◆ Data in this exercise ◆
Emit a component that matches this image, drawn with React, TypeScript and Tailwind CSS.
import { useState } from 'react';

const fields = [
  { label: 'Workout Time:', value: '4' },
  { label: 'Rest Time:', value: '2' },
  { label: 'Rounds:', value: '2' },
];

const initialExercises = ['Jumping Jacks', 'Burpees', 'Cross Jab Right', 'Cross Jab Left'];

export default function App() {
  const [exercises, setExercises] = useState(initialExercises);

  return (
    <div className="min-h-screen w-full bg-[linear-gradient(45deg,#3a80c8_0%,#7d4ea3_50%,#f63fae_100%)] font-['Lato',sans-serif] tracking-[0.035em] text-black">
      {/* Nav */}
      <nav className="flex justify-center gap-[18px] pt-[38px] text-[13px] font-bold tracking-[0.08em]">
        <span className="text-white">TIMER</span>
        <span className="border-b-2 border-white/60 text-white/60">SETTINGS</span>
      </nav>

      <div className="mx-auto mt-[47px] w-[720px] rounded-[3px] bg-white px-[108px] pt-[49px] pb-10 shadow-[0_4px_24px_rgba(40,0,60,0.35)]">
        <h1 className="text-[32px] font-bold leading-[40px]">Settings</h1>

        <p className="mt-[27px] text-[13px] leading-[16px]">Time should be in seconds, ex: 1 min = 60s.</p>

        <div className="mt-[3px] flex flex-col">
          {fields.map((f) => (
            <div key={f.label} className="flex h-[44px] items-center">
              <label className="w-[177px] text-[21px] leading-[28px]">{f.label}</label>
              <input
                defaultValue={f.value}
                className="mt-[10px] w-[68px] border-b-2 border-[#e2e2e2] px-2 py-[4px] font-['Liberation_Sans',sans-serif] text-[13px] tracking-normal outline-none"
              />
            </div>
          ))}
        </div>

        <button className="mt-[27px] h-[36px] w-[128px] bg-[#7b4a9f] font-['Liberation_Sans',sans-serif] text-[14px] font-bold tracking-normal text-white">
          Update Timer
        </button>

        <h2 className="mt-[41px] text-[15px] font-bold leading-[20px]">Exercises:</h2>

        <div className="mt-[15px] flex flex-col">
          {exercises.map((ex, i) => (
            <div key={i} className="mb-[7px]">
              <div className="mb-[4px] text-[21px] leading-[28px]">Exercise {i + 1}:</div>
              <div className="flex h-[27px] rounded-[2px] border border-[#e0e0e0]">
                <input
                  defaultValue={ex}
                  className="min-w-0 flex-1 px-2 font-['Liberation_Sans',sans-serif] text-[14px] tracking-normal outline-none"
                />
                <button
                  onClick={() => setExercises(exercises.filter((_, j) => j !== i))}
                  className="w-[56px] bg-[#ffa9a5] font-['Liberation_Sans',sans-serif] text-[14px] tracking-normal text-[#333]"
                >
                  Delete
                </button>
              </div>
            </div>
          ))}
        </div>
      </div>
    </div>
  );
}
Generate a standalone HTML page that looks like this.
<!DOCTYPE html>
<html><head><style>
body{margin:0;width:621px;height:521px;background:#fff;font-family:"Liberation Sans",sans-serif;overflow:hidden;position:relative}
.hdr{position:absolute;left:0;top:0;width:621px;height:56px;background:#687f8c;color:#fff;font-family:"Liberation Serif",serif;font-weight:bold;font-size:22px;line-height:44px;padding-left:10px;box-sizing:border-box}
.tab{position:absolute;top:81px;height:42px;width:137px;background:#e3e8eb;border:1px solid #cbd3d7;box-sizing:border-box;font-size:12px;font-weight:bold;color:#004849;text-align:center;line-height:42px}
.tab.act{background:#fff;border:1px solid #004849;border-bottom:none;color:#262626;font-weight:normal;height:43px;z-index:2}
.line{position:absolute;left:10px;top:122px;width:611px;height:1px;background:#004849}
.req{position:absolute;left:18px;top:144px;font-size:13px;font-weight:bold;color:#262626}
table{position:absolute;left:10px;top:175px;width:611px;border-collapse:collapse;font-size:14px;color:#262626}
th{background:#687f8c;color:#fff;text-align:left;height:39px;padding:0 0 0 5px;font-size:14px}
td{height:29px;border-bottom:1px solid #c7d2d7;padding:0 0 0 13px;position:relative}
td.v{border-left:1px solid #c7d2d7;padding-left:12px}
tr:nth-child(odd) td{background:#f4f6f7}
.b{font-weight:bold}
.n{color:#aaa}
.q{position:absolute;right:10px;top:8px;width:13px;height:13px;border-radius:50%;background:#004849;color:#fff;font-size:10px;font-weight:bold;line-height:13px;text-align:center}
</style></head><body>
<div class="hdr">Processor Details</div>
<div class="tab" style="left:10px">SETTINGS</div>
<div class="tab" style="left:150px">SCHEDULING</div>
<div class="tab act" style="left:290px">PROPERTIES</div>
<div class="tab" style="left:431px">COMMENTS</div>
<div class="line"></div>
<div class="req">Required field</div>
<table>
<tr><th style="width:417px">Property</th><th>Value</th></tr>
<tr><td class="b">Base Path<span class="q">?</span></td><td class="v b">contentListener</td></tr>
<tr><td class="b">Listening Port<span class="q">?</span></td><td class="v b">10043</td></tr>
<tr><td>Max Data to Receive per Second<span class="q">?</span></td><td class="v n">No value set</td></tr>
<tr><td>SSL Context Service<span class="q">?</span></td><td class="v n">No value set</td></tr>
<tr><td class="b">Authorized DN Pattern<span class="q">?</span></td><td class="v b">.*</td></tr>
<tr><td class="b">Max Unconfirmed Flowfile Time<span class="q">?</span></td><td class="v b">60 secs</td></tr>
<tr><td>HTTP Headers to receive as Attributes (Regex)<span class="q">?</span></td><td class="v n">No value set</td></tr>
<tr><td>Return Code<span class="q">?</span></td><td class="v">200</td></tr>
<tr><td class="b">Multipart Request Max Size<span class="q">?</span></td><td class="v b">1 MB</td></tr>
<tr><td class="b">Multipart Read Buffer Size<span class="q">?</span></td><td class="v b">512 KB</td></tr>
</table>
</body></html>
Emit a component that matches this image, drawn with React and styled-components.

◆ Instructions to follow ◆
Lines from the top of the entries through the line with "const [exercises, setExercises]" are to be transcribed exactly, and nothing more.

◆ Written answer ◆
Emit a component that matches this image, drawn with React, TypeScript and Tailwind CSS.
import { useState } from 'react';

const fields = [
  { label: 'Workout Time:', value: '4' },
  { label: 'Rest Time:', value: '2' },
  { label: 'Rounds:', value: '2' },
];

const initialExercises = ['Jumping Jacks', 'Burpees', 'Cross Jab Right', 'Cross Jab Left'];

export default function App() {
  const [exercises, setExercises] = useState(initialExercises);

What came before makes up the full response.